JAKARTA, POSKOTA.CO.ID - Aparat Polres Bogor Kota, membekuk empat orang muncikari yang menjajakan Pekerja Seks Komersial (PSK) usia muda di Hotel Red Doors Sudirman, Bogor, Jawa Barat.
Diketahui, keempat muncikari itu berperan dalam mengakomodir dan memfasilitasi para PSK muda itu untuk bertransaksi dengan para pria hidung belang dengan tarif Rp600 ribu untuk sekali kencan.
Menanggapi hal tersebut, Sosiolog Universitas Indonesia (UI), Ida Ruwaida mengatakan, praktik prostitusi anak usia muda atau bahkan di bawah umur, bukanlah sebuah fenomena yang baru terjadi di Indonesia.
Menurutnya, praktik seperti ini dari dahulu memang sudah eksis, hanya saja ada sebuah inovasi dalam menjalankan bisnis haram ini, yakni dengan memanfaatkan media sosial.
"Banyak kasus sudah terungkap, bahkan terindikasi dan teroganisir. Bahkan ada yang menjadikan siswi usia SMP sebagai pekerja seks," kata Ida saat dihubungi Poskota.co.id, Jum'at (1/4/2022).
Dia mengungkapkan, para remaja yang terlibat ke dalam pusaran bisnis prostitusi, tentunya memilih masuk ke dalam jurang tersebut dengan dilatari beragam faktor.
"Jadi dalam hal ini, termasuk korban perdagangan orang (tertipu/terjebak), termasuk mereka yang dieksploitasi oleh keluarga dan pacarnya. Bahkan, ada diantara mereka yang justru memilih masuk ke dalam dunia hitam ini karena tuntutan ekonomi keluarga," tambahnya.
"Bagaimana pun, dalam usia anak, harusnya mereka mendapat perlindungan. Dan perlu ada upaya-upaya untuk mengeluarkan mereka dari jerat praktik eksploitasi seksual. Dan perlu diingat juga, dalam konteks mereka jadi korban perdagangan orang, tentu mereka tidak mudah keluar," papar Ida.

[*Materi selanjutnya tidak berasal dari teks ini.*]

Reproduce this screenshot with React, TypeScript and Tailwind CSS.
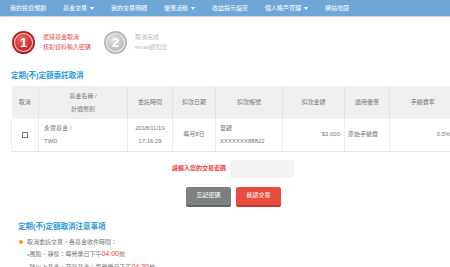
import React from 'react';

const navItems: { label: string; caret?: boolean }[] = [
  { label: '我的投資規劃' },
  { label: '基金交易', caret: true },
  { label: '我的交易明細' },
  { label: '優惠活動', caret: true },
  { label: '收益提示設定' },
  { label: '個人帳戶管理', caret: true },
  { label: '網站地圖' },
];

const Caret = () => (
  <span className="ml-[3px] inline-block w-0 h-0 border-l-[2.5px] border-r-[2.5px] border-t-[3px] border-l-transparent border-r-transparent border-t-white align-middle" />
);

const StepCircle = ({ n, active }: { n: number; active: boolean }) => (
  <div
    className={`w-[23px] h-[23px] rounded-full p-[2px] ${
      active ? 'bg-[#b52222]' : 'bg-[#b9b9b9]'
    }`}
  >
    <div
      className={`w-full h-full rounded-full border border-white/80 flex items-center justify-center text-white font-bold text-[13px] leading-none ${
        active
          ? 'bg-[radial-gradient(circle_at_40%_30%,#ee6b6b,#c62a2a_70%)]'
          : 'bg-[radial-gradient(circle_at_40%_30%,#e2e2e2,#bdbdbd_70%)]'
      }`}
    >
      {n}
    </div>
  </div>
);

const App: React.FC = () => {
  return (
    <div className="w-[450px] h-[267px] overflow-hidden bg-white font-['Liberation_Sans','Noto_Sans_CJK_TC',sans-serif] text-[#666]">
      {/* top nav */}
      <div className="h-[16px] bg-[#6ea6d8] shadow-[0_1px_1px_rgba(0,0,0,0.15)] flex items-center pl-[10px] gap-[17px] text-white text-[6px] whitespace-nowrap">
        {navItems.map(item => (
          <span key={item.label} className="flex items-center">
            {item.label}
            {item.caret && <Caret />}
          </span>
        ))}
      </div>

      {/* steps */}
      <div className="flex items-center h-[46px] pt-[6px] pl-[12px]">
        <StepCircle n={1} active />
        <div className="ml-[8px] text-[6px] leading-[10px] text-[#e84a4a]">
          <div>選擇基金取消</div>
          <div>核對資料輸入密碼</div>
        </div>
        <div className="ml-[13px]">
          <StepCircle n={2} active={false} />
        </div>
        <div className="ml-[8px] text-[6px] leading-[10px] text-[#bdbdbd]">
          <div>取消完成</div>
          <div>email通知您</div>
        </div>
      </div>

      <div className="pl-[11px]">
        <h2 className="text-[7.5px] font-bold text-[#2d9bd8] leading-[10px] mt-[9px] mb-[5px]">定期(不)定額委託取消</h2>

        <table className="w-[444px] border-collapse text-[6px] text-[#777] table-fixed">
          <colgroup>
            <col className="w-[27px]" />
            <col className="w-[89px]" />
            <col className="w-[45px]" />
            <col className="w-[43px]" />
            <col className="w-[67px]" />
            <col className="w-[62px]" />
            <col className="w-[45px]" />
            <col className="w-[66px]" />
          </colgroup>
          <thead>
            <tr className="bg-[#f0f0f0] h-[33px] leading-[13px]">
              <th className="font-normal border-r border-[#e4e4e4]">取消</th>
              <th className="font-normal border-r border-[#e4e4e4]">
                基金名稱 /<br />計價幣別
              </th>
              <th className="font-normal border-r border-[#e4e4e4]">委託時間</th>
              <th className="font-normal border-r border-[#e4e4e4]">扣款日期</th>
              <th className="font-normal border-r border-[#e4e4e4]">扣款帳號</th>
              <th className="font-normal border-r border-[#e4e4e4]">扣款金額</th>
              <th className="font-normal border-r border-[#e4e4e4]">適用優惠</th>
              <th className="font-normal">手續費率</th>
            </tr>
          </thead>
          <tbody>
            <tr className="h-[32px] leading-[13px] border-b border-[#e6e6e6]">
              <td className="text-center border-l border-r border-[#ececec]">
                <span className="inline-block w-[6px] h-[6px] border border-[#777] align-middle" />
              </td>
              <td className="pl-[5px] border-r border-[#ececec]">
                永豐基金 /<br />TWD
              </td>
              <td className="text-center border-r border-[#ececec]">
                2018/11/19<br />17:16:29
              </td>
              <td className="text-center border-r border-[#ececec]">每月8日</td>
              <td className="pl-[4px] border-r border-[#ececec]">
                華銀<br />XXXXXXX88822
              </td>
              <td className="text-right pr-[4px] border-r border-[#ececec]">$3,000</td>
              <td className="pl-[3px] border-r border-[#ececec]">原始手續費</td>
              <td className="text-right pr-[5px]">0.5%</td>
            </tr>
          </tbody>
        </table>

        {/* password */}
        <div className="flex items-center mt-[8px] pl-[161px]">
          <span className="text-[6px] font-bold text-[#e63b3b]">請輸入您的交易密碼</span>
          <div className="ml-[4px] w-[64px] h-[18px] rounded-[2px] bg-[#f3f3f3]" />
        </div>

        <div className="flex mt-[9px] pl-[175px] gap-[5px]">
          <button className="w-[45px] h-[20px] rounded-[2px] bg-[#7d8182] border-b-2 border-[#5f6364] text-white text-[6px]">
            忘記密碼
          </button>
          <button className="w-[45px] h-[20px] rounded-[2px] bg-[#e74c3c] border-b-2 border-[#c0392b] text-white text-[6px]">
            確認交易
          </button>
        </div>

        <div className="pl-[7px] mt-[15px]">
          <h2 className="text-[7.5px] font-bold text-[#2d9bd8] leading-[10px]">定期(不)定額取消注意事項</h2>
          <div className="mt-[4px] text-[6px] leading-[12px] text-[#777]">
            <div className="flex items-center">
              <span className="w-[4px] h-[4px] rounded-full bg-[#f39c12] mr-[4px] ml-[1px]" />
              取消委託交易，各基金收件時間：
            </div>
            <div className="pl-[9px]">
              <span className="text-[#5a9bd4] text-[4px]">●</span>風險、靜態：每營業日下午<span className="text-[#e63b3b] text-[7px]">04:00</span>前
            </div>
            <div className="pl-[9px]">
              <span className="text-[#5a9bd4] text-[4px]">●</span>除以上基金，其餘基金：每營業日下午<span className="text-[#e63b3b] text-[7px]">04:30</span>前
            </div>
          </div>
        </div>
      </div>
    </div>
  );
};

export default App;
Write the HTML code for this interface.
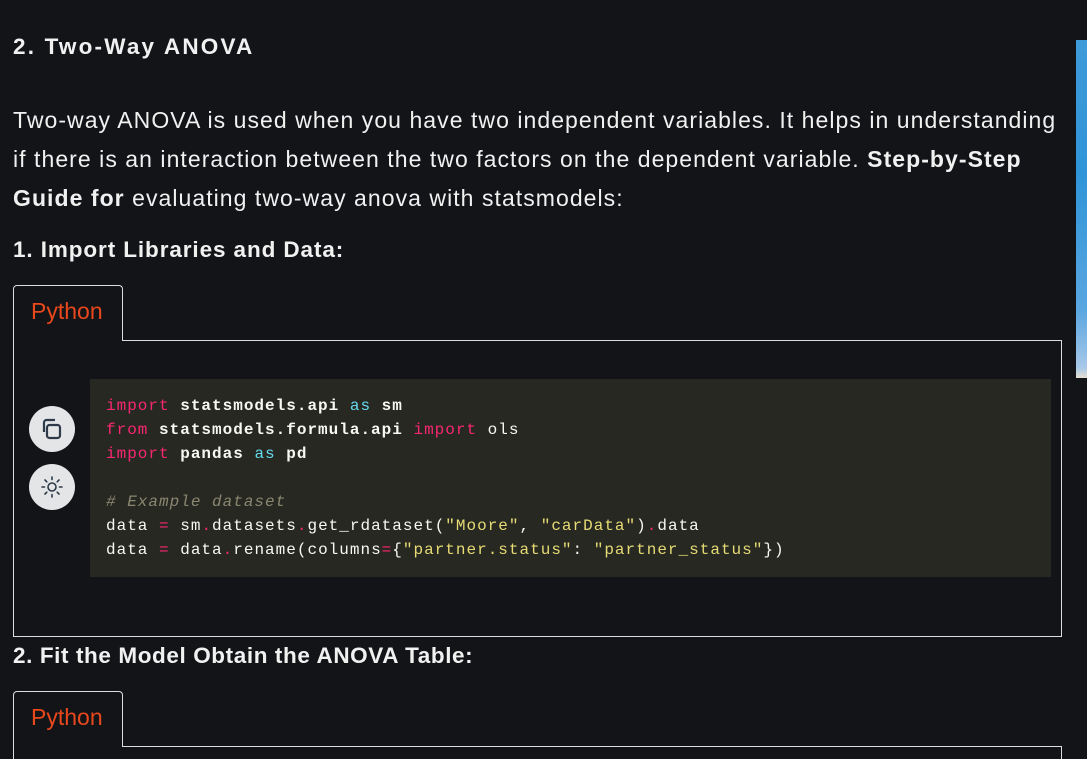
<!DOCTYPE html>
<html><head><meta charset="utf-8"><style>
html,body{margin:0;height:759px;overflow:hidden}
body{background:#131417;width:1087px;font-family:"Liberation Sans",sans-serif;color:#f1f1f1;position:relative}
h2{position:absolute;left:13px;margin:0;font-size:22.5px;letter-spacing:0.9px;font-weight:bold;white-space:nowrap}
p{position:absolute;left:13px;top:101px;margin:0;font-size:23px;letter-spacing:1.05px;line-height:39px;width:1062px}
.tab{position:absolute;left:13px;width:110px;height:56px;border:1px solid #ddd;border-bottom:none;border-radius:4px 4px 0 0;background:#131417;color:#e8481c;font-size:23px;box-sizing:border-box;padding:12px 0 0 17px;z-index:2}
.box{position:absolute;left:13px;width:1049px;border:1px solid #ddd;box-sizing:border-box}
.code{position:absolute;left:90px;top:379px;width:961px;height:198px;background:#272822;font-family:"Liberation Mono",monospace;font-size:16px;letter-spacing:1px;line-height:24px;color:#f8f8f2;padding:15px 0 0 16px;box-sizing:border-box;white-space:pre}
.k{color:#f92672}.b{color:#66d9ef}.s{color:#e6db74}.c{color:#8a8670;font-style:italic}.w{font-weight:bold}
.btn{position:absolute;left:29px;width:46px;height:46px;border-radius:50%;background:#e4e5e7}
.img{position:absolute;left:1076px;top:40px;width:11px;height:338px;background:linear-gradient(#3f9ad9,#2f95d8 40%,#5aa6e0 80%,#a8c8e8 97%,#e8e0d0)}
</style></head><body>
<h2 style="top:34px;letter-spacing:2.2px">2. Two-Way ANOVA</h2>
<p>Two-way ANOVA is used when you have two independent variables. It helps in understanding if there is an interaction between the two factors on the dependent variable. <b>Step-by-Step Guide for</b> evaluating two-way anova with statsmodels:</p>
<h2 style="top:237px">1. Import Libraries and Data:</h2>
<div class="tab" style="top:285px">Python</div>
<div class="box" style="top:340px;height:297px"></div>
<div class="code"><span class="k">import</span> <span class="w">statsmodels.api</span> <span class="b">as</span> <span class="w">sm</span>
<span class="k">from</span> <span class="w">statsmodels.formula.api</span> <span class="k">import</span> ols
<span class="k">import</span> <span class="w">pandas</span> <span class="b">as</span> <span class="w">pd</span>

<span class="c"># Example dataset</span>
data <span class="k">=</span> sm<span class="k">.</span>datasets<span class="k">.</span>get_rdataset(<span class="s">"Moore"</span>, <span class="s">"carData"</span>)<span class="k">.</span>data
data <span class="k">=</span> data<span class="k">.</span>rename(columns<span class="k">=</span>{<span class="s">"partner.status"</span>: <span class="s">"partner_status"</span>})</div>
<div class="btn" style="top:406px"><svg width="46" height="46" viewBox="0 0 46 46" fill="none" stroke="#2e3a4a" stroke-width="2.2"><rect x="18" y="19" width="13" height="13" rx="2.5"/><path d="M15 26V16.5a2.5 2.5 0 0 1 2.5-2.5H26"/></svg></div>
<div class="btn" style="top:464px"><svg width="46" height="46" viewBox="0 0 46 46" fill="none" stroke="#2e3a4a" stroke-width="1.6" stroke-linecap="round"><circle cx="23" cy="23" r="4"/><path d="M23 13v2.5M23 30.5V33M13 23h2.5M30.5 23H33M16 16l1.8 1.8M28.2 28.2L30 30M16 30l1.8-1.8M28.2 17.8L30 16"/></svg></div>
<h2 style="top:643px;letter-spacing:0.6px">2. Fit the Model Obtain the ANOVA Table:</h2>
<div class="tab" style="top:691px">Python</div>
<div class="box" style="top:746px;height:13px;border-bottom:none"></div>
<div class="img"></div>
</body></html>
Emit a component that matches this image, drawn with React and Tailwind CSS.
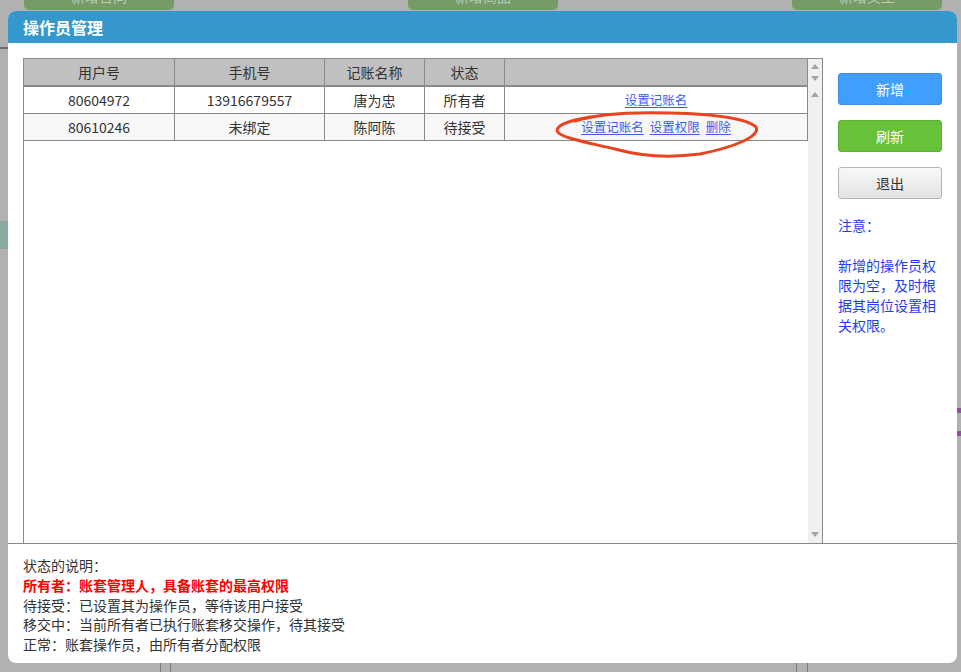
import { useState } from 'react'

const font = { fontFamily: '"Noto Sans CJK SC", "Noto Sans", sans-serif' }

const rows = [
  { id: '80604972', phone: '13916679557', name: '唐为忠', status: '所有者', links: ['设置记账名'] },
  { id: '80610246', phone: '未绑定', name: '陈阿陈', status: '待接受', links: ['设置记账名', '设置权限', '删除'] },
]

function Up({ className = '' }) {
  return (
    <svg width="8" height="5" viewBox="0 0 8 5" className={className}>
      <path d="M0 5 L4 0 L8 5 Z" fill="#a3a3a3" />
    </svg>
  )
}

function Down({ className = '' }) {
  return (
    <svg width="8" height="5" viewBox="0 0 8 5" className={className}>
      <path d="M0 0 L8 0 L4 5 Z" fill="#a3a3a3" />
    </svg>
  )
}

function BackdropButton({ label }) {
  return (
    <div className="w-[150px] h-[10px] rounded-b-[5px] bg-[#779b66] overflow-hidden flex justify-center">
      <span className="text-[14px] leading-[14px] -mt-[11px] text-[#b9cdb0]">{label}</span>
    </div>
  )
}

export default function App() {
  const [rowsState] = useState(rows)

  return (
    <div className="relative w-[961px] h-[672px] bg-[#b1b1b1] overflow-hidden" style={font}>
      {/* page behind the modal */}
      <div className="flex pl-[24px] gap-[234px]">
        <BackdropButton label="新增合同" />
        <BackdropButton label="新增商品" />
        <BackdropButton label="新增类型" />
      </div>
      <div className="absolute left-0 top-[47px] w-[8px] h-[2px] bg-[#6d6d6d]" />
      <div className="absolute left-0 top-[221px] w-[8px] h-[28px] bg-[#88aaa1]" />
      <div className="absolute right-0 top-[408px] w-[4px] h-[5px] bg-[#8e50a0]" />
      <div className="absolute right-0 top-[431px] w-[4px] h-[5px] bg-[#8e50a0]" />
      <div className="absolute left-[160px] top-[663px] w-[1px] h-[9px] bg-[#7a7a7a]" />
      <div className="absolute left-[170px] top-[663px] w-[1px] h-[9px] bg-[#7a7a7a]" />
      <div className="absolute left-[796px] top-[663px] w-[1px] h-[9px] bg-[#7a7a7a]" />
      <div className="absolute left-[807px] top-[663px] w-[1px] h-[9px] bg-[#7a7a7a]" />

      {/* modal */}
      <div className="absolute left-[8px] top-[11px] w-[949px] h-[652px] bg-white rounded-[8px] overflow-hidden flex flex-col">
        <div className="h-[32px] bg-[#3498cc] flex items-center px-[15px]">
          <span className="text-white text-[16px] font-bold">操作员管理</span>
        </div>

        <div className="h-[501px] flex pt-[15px] px-[15px] border-b border-[#8a8a8a]">
          {/* grid */}
          <div className="w-[800px] h-[485px] border-l border-t border-r border-[#8a8a8a] flex">
            <div className="w-[784px] text-[14px] text-[#333]">
              <div className="flex h-[28px] bg-[#c0c0c0] border-b-2 border-[#8a8a8a]">
                <div className="w-[151px] border-r border-[#8a8a8a] flex items-center justify-center">用户号</div>
                <div className="w-[150px] border-r border-[#8a8a8a] flex items-center justify-center">手机号</div>
                <div className="w-[100px] border-r border-[#8a8a8a] flex items-center justify-center">记账名称</div>
                <div className="w-[80px] border-r border-[#8a8a8a] flex items-center justify-center">状态</div>
                <div className="w-[303px] border-r border-[#8a8a8a]" />
              </div>
              {rowsState.map((r, i) => (
                <div
                  key={r.id}
                  className={`flex h-[27px] border-b border-[#8a8a8a] ${i % 2 ? 'bg-[#f7f7f7]' : 'bg-white'}`}
                >
                  <div className="w-[151px] border-r border-[#8a8a8a] flex items-center justify-center">{r.id}</div>
                  <div className="w-[150px] border-r border-[#8a8a8a] flex items-center justify-center">{r.phone}</div>
                  <div className="w-[100px] border-r border-[#8a8a8a] flex items-center justify-center">{r.name}</div>
                  <div className="w-[80px] border-r border-[#8a8a8a] flex items-center justify-center">{r.status}</div>
                  <div className="w-[303px] border-r border-[#8a8a8a] flex items-center justify-center gap-[6px] text-[12.5px]">
                    {r.links.map((l) => (
                      <a key={l} className="text-[#3a5cf0] underline underline-offset-2 cursor-pointer">{l}</a>
                    ))}
                  </div>
                </div>
              ))}
            </div>
            {/* scrollbar */}
            <div className="w-[14px] bg-[#f0f0f0] flex flex-col items-center">
              <Up className="mt-[5px]" />
              <Down className="mt-[7px]" />
              <Up className="mt-[11px]" />
              <div className="flex-1" />
              <Down className="mb-[6px]" />
            </div>
          </div>

          {/* side panel */}
          <div className="ml-[15px] w-[104px] pt-[15px] flex flex-col text-[14px]">
            <button className="h-[32px] rounded-[3px] bg-[#409eff] border border-[#3b8fe6] text-white">新增</button>
            <button className="mt-[15px] h-[32px] rounded-[3px] bg-[#67c23a] border border-[#5cb033] text-white">刷新</button>
            <button className="mt-[15px] h-[32px] rounded-[3px] bg-gradient-to-b from-[#f8f8f8] to-[#e2e2e2] border border-[#b5b5b5] text-[#333]">退出</button>
            <div className="mt-[16px] text-[#1f3df5] leading-[20px]">
              <p>注意：</p>
              <p className="mt-[20px]">新增的操作员权限为空，及时根据其岗位设置相关权限。</p>
            </div>
          </div>
        </div>

        <div className="px-[15px] pt-[12px] text-[14px] leading-[19.8px] text-[#333]">
          <p>状态的说明：</p>
          <p className="text-[#ff0000] font-bold">所有者：账套管理人，具备账套的最高权限</p>
          <p>待接受：已设置其为操作员，等待该用户接受</p>
          <p>移交中：当前所有者已执行账套移交操作，待其接受</p>
          <p>正常：账套操作员，由所有者分配权限</p>
        </div>
      </div>

      {/* red hand-drawn annotation */}
      <svg className="absolute left-0 top-0 pointer-events-none" width="961" height="672">
        <path
          d="M575 121 C 600 113, 640 112, 670 113 C 710 114, 745 117, 756 127 C 761 136, 735 147, 700 154 C 670 158, 640 156, 615 149 C 590 143, 560 138, 557 131 C 556 124, 575 119, 598 116"
          fill="none"
          stroke="#e9441f"
          strokeWidth="3"
          strokeLinecap="round"
        />
      </svg>
    </div>
  )
}
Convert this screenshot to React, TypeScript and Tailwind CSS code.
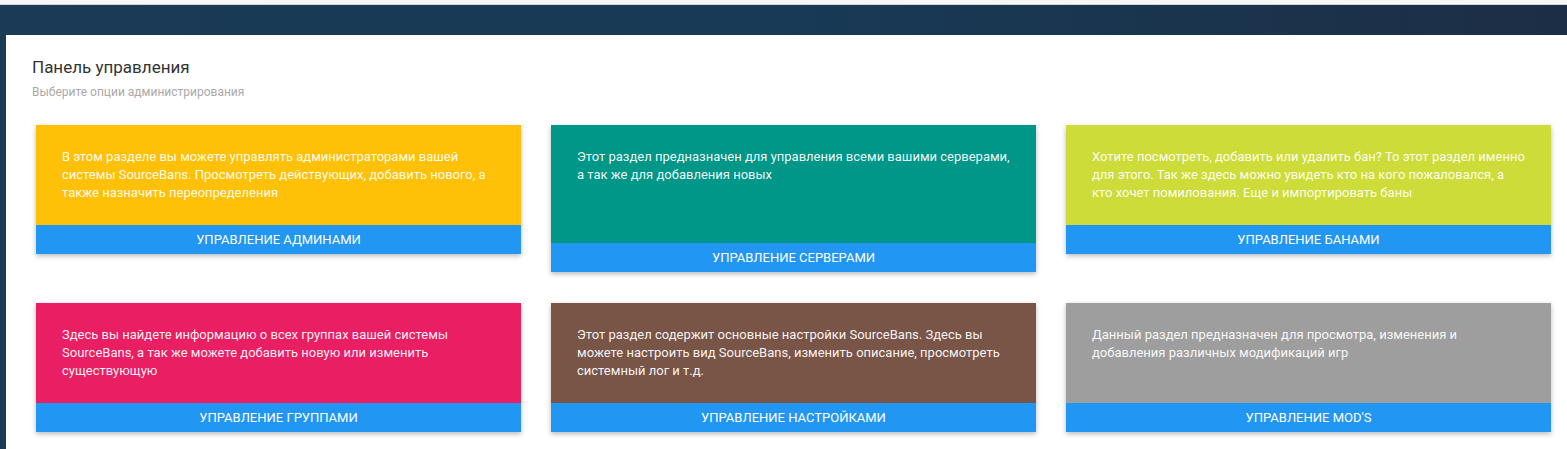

Para gadis tersebut, terang Ida, bukan tidak mungkin mengetahui risiko dalam pekerjaan yang digelutinya ini.
Sebab, dalam kasus yang berlatar pada tuntutan ekonomi dan juga gaya hidup, risiko atau dampak yang ditimbulkan tidaklah menjadi suatu pertimbangan.
"Selain konteks masyarakat kita, faktor risiko tidak menjadi utama termasuk para pelanggannya. Praktik prostitusi anak tidam menjadi tanggung jawab keluarga saja. Tetapi, negara juga harus hadir dalam mencegah dan melindungi anak-anak," ujarnya.
"Pada praktik kawin kontrak di kawasan Puncak yang melibatkan anak, juga mengindikasikan praktik prostitusi terselubung. Dan dalam hal ini, keluarga bahkan tokok masyarakat cenderung menutup mata atas praktik yang terjadi," sambung dia.
"Kemiskinan, tuntutan kebutuhan hidup, mungkin juga gaya hidup atau pengaruh lingkungan menjadi latar dan alasan mengapa keluarga seakaan melegitimasi hal tersebut, bahkan juga negara," jelasnya.
Ida menambahkan, fenomena praktik prostitusi anak ini, kurang relevan rasanya apabila ditautkan dengan akan masuknya bulan suci Ramadhan.
Pasalnya, Ramadhan atau tidak praktik ini tetap berjalan.
"Karena menjadi kegiatan layanan jasa seksual yang menjadi sumber nafkah bagi mereka yang terlibat, termasuk para pekerja seks tadi," imbuh dia.
"Jadi, tidak ada hubungannya praktik prostitusi dengan bulan Ramadhan. Karena pelanggannya justru tidak mengenal dosa," tukas Ida.
Untuk diketahui, empat orang muncikari di Bogor, Jawa Barat yang menjajakan PSK berusia muda melalui aplikasi Mi-Chat dengan tarif Rp600 ribu sekali kencan.
Dibekuk oleh jajaran Reskrim Polresta Bogor Kota.
Kapolresta Bogor Kota, Kombes Pol. Susatyo Purnomo Condro mengatakan, empat pelaku yang telah diamankan pihaknya itu antara lain Oli Yakub, Ahmad Muslim alias Adom, Ichwan Colruzzan alias Ikhwan dan Luppi Esa Putra alias Luthfi.